## PROBLEM
Lines that include the word "index" are the ones to copy.

# # # #

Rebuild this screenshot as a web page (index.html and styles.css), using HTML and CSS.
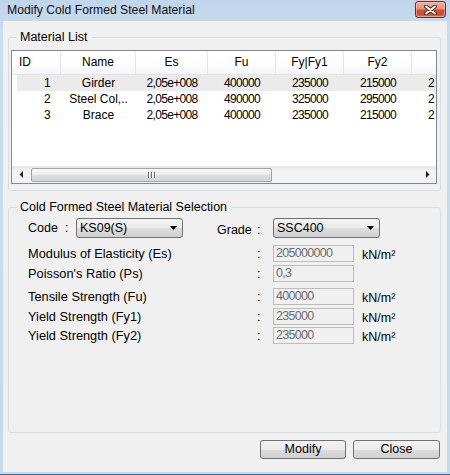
FILE: index.html
```html
<!DOCTYPE html>
<html>
<head>
<meta charset="utf-8">
<link rel="stylesheet" href="styles.css">
</head>
<body>
<div class="window">
  <div class="titlebar">
    <span class="title">Modify Cold Formed Steel Material</span>
    <div class="close-btn">
      <svg width="13" height="10" viewBox="0 0 13 10">
        <path d="M2 1.5 L11 8.5 M11 1.5 L2 8.5" stroke="#4a2520" stroke-width="3.8" stroke-linecap="round" fill="none"/>
        <path d="M2 1.5 L11 8.5 M11 1.5 L2 8.5" stroke="#ffffff" stroke-width="2" stroke-linecap="round" fill="none"/>
      </svg>
    </div>
  </div>
  <div class="client">
    <fieldset class="group group-list">
      <legend>Material List</legend>
      <div class="list-body">
        <div class="listview">
          <div class="lv-viewport">
            <div class="lv-header">
              <div class="hcell left">ID</div>
              <div class="hcell">Name</div>
              <div class="hcell">Es</div>
              <div class="hcell">Fu</div>
              <div class="hcell">Fy|Fy1</div>
              <div class="hcell">Fy2</div>
              <div class="hcell"></div>
            </div>
            <div class="lv-row sel">
              <div class="cell right num">1</div>
              <div class="cell">Girder</div>
              <div class="cell num">2,05e+008</div>
              <div class="cell num">400000</div>
              <div class="cell num">235000</div>
              <div class="cell num">215000</div>
              <div class="cell last num">2</div>
            </div>
            <div class="lv-row">
              <div class="cell right num">2</div>
              <div class="cell">Steel Col,..</div>
              <div class="cell num">2,05e+008</div>
              <div class="cell num">490000</div>
              <div class="cell num">325000</div>
              <div class="cell num">295000</div>
              <div class="cell last num">2</div>
            </div>
            <div class="lv-row">
              <div class="cell right num">3</div>
              <div class="cell">Brace</div>
              <div class="cell num">2,05e+008</div>
              <div class="cell num">400000</div>
              <div class="cell num">235000</div>
              <div class="cell num">215000</div>
              <div class="cell last num">2</div>
            </div>
          </div>
          <div class="hscroll">
            <div class="sb-btn">
              <svg width="4" height="7" viewBox="0 0 4 7"><polygon points="4,0 4,7 0.5,3.5" fill="#202020"/></svg>
            </div>
            <div class="sb-track">
              <div class="thumb">
                <span class="grip"></span><span class="grip"></span><span class="grip"></span>
              </div>
            </div>
            <div class="sb-btn">
              <svg width="4" height="7" viewBox="0 0 4 7"><polygon points="0,0 0,7 3.5,3.5" fill="#202020"/></svg>
            </div>
          </div>
        </div>
      </div>
    </fieldset>

    <fieldset class="group group-sel">
      <legend>Cold Formed Steel Material Selection</legend>
      <div class="sel-body">
        <div class="code-row">
          <span class="code-lbl">Code</span><span class="code-colon">:</span>
          <div class="combo"><span class="combo-text">KS09(S)</span>
            <svg width="7" height="4" viewBox="0 0 7 4"><polygon points="0,0 7,0 3.5,4" fill="#000"/></svg>
          </div>
          <span class="grade-lbl">Grade</span><span class="grade-colon">:</span>
          <div class="combo"><span class="combo-text">SSC400</span>
            <svg width="7" height="4" viewBox="0 0 7 4"><polygon points="0,0 7,0 3.5,4" fill="#000"/></svg>
          </div>
        </div>
        <div class="props">
          <div class="prop">
            <span class="p-label">Modulus of Elasticity (Es)</span><span class="p-colon">:</span>
            <div class="tbox num">205000000</div><span class="unit">kN/m²</span>
          </div>
          <div class="prop">
            <span class="p-label">Poisson's Ratio (Ps)</span><span class="p-colon">:</span>
            <div class="tbox num">0,3</div>
          </div>
          <div class="prop sp">
            <span class="p-label">Tensile Strength (Fu)</span><span class="p-colon">:</span>
            <div class="tbox num">400000</div><span class="unit">kN/m²</span>
          </div>
          <div class="prop">
            <span class="p-label">Yield Strength (Fy1)</span><span class="p-colon">:</span>
            <div class="tbox num">235000</div><span class="unit">kN/m²</span>
          </div>
          <div class="prop tight">
            <span class="p-label">Yield Strength (Fy2)</span><span class="p-colon">:</span>
            <div class="tbox num">235000</div><span class="unit">kN/m²</span>
          </div>
        </div>
      </div>
    </fieldset>

    <div class="buttons">
      <div class="btn btn-modify">Modify</div>
      <div class="btn btn-close">Close</div>
    </div>
  </div>
</div>
</body>
</html>
```

FILE: styles.css
```css
html, body {
  margin: 0;
  padding: 0;
  background: #ffffff;
}

body {
  font-family: "Liberation Sans", Arial, sans-serif;
  font-size: 12.5px;
  color: #000;
}

.window {
  width: 450px;
  height: 475px;
  box-sizing: border-box;
  background: linear-gradient(#c0d5eb, #c9dcf0 30px, #c6daef);
  padding: 0 3px 2px 3px;
  border-bottom: 1px solid #44658a;
  display: flex;
  flex-direction: column;
}

.titlebar {
  height: 21px;
  display: flex;
  align-items: flex-start;
  padding-left: 4px;
}

.title {
  font-size: 12.2px;
  line-height: 21px;
  color: #111;
}

.close-btn {
  margin-left: auto;
  margin-right: 1px;
  margin-top: 1px;
  width: 31px;
  height: 17px;
  box-sizing: border-box;
  border: 1px solid #6a3028;
  border-radius: 3px;
  background: linear-gradient(#eab2a4 0%, #e0937f 45%, #cc5038 55%, #c8533b 85%, #d77a60 100%);
  box-shadow: inset 0 0 0 1px rgba(255, 220, 210, 0.45);
  display: flex;
  align-items: center;
  justify-content: center;
}

.client {
  flex: 1;
  background: #f0f0f0;
  display: flex;
  flex-direction: column;
  padding: 9px 0 13px 0;
}

.group {
  margin: 0 6px 0 5px;
  padding: 0;
  border: 1px solid #d5dfe5;
  border-radius: 3px;
  min-width: 0;
}

.group legend {
  margin-left: 8px;
  padding: 0 5px 0 3px;
  line-height: 14px;
  font-size: 12.5px;
}

.list-body {
  padding: 6px 3px 6px 2px;
}

.listview {
  height: 134px;
  box-sizing: border-box;
  border: 1px solid #828790;
  background: #fff;
  display: flex;
  flex-direction: column;
}

.lv-viewport {
  flex: 1;
  overflow: hidden;
}

.lv-header,
.lv-row {
  display: grid;
  grid-template-columns: 49px 75px 72px 68px 68px 68px 24px;
  font-size: 12px;
  white-space: nowrap;
}

.lv-header {
  height: 24px;
  box-sizing: border-box;
  background: linear-gradient(#ffffff 0%, #ffffff 45%, #f4f5f7 100%);
  border-bottom: 1px solid #e5e5e5;
}

.hcell {
  border-right: 1px solid #e3e5e8;
  line-height: 23px;
  text-align: center;
  overflow: hidden;
}

.hcell:last-child {
  border-right: none;
}

.hcell.left {
  text-align: left;
  padding-left: 7px;
}

.lv-row {
  height: 16px;
  line-height: 17px;
}

.lv-row.sel {
  background: linear-gradient(to right, transparent 5px, #ebebeb 5px);
}

.cell {
  text-align: center;
  overflow: hidden;
}

.cell.right {
  text-align: right;
  padding-right: 11px;
}

.cell.last {
  text-align: left;
  padding-left: 16px;
}

.num {
  letter-spacing: -0.7px;
}

.hscroll {
  height: 17px;
  display: flex;
  background: linear-gradient(#e6e6e6 0%, #f2f2f2 25%, #f4f4f4 100%);
}

.sb-btn {
  width: 17px;
  display: flex;
  align-items: center;
  justify-content: center;
}

.sb-track {
  flex: 1;
}

.thumb {
  margin-left: 2px;
  margin-top: 2px;
  width: 241px;
  height: 14px;
  box-sizing: border-box;
  border: 1px solid #a3a3a3;
  border-radius: 2px;
  background: linear-gradient(#f6f6f6 0%, #ececec 50%, #dcdcdc 51%, #d6d6d6 100%);
  display: flex;
  align-items: center;
  justify-content: center;
  gap: 1px;
}

.grip {
  width: 1px;
  height: 6px;
  background: #6a6a6a;
  box-shadow: 1px 0 0 #fafafa;
  margin: 0 1px 0 0;
}

.group-sel {
  flex: 1;
  margin-top: 9px;
}

.sel-body {
  padding: 4px 0 0 19px;
}

.code-row {
  display: flex;
  align-items: center;
  height: 20px;
}

.code-lbl {
  width: 37px;
}

.code-colon {
  width: 11px;
}

.grade-lbl {
  width: 40px;
  margin-left: 34px;
  padding-top: 4px;
}

.grade-colon {
  width: 16px;
  padding-top: 4px;
}

.combo {
  width: 107px;
  height: 20px;
  box-sizing: border-box;
  border: 1px solid #707070;
  border-radius: 3px;
  background: linear-gradient(#f3f3f3 0%, #ebebeb 50%, #dddddd 51%, #d0d0d0 100%);
  display: flex;
  align-items: center;
  padding: 0 5px 0 3px;
}

.combo-text {
  flex: 1;
}

.props {
  margin-top: 7px;
}

.prop {
  display: flex;
  align-items: center;
  height: 17px;
}

.prop + .prop {
  margin-top: 3px;
}

.prop.sp {
  margin-top: 6px;
}

.prop.tight {
  margin-top: 2px;
}

.p-label {
  width: 229px;
  font-size: 12.8px;
}

.p-colon {
  width: 16px;
}

.tbox {
  width: 81px;
  height: 17px;
  box-sizing: border-box;
  border: 1px solid #bcbcbc;
  background: #f0f0f0;
  color: #6d6d6d;
  line-height: 15px;
  padding-left: 2px;
}

.unit {
  margin-left: 8px;
  padding-top: 3px;
}

.buttons {
  display: flex;
  justify-content: flex-end;
  gap: 7px;
  margin: 7px 7px 0 0;
}

.btn {
  height: 19px;
  box-sizing: border-box;
  border: 1px solid #707070;
  border-radius: 3px;
  background: linear-gradient(#f3f3f3 0%, #ebebeb 50%, #dddddd 51%, #d0d0d0 100%);
  text-align: center;
  line-height: 17px;
}

.btn-modify {
  width: 86px;
}

.btn-close {
  width: 87px;
}
```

# # # #

## FULL OUTPUT
Rebuild this screenshot as a web page (index.html and styles.css), using HTML and CSS.
FILE: index.html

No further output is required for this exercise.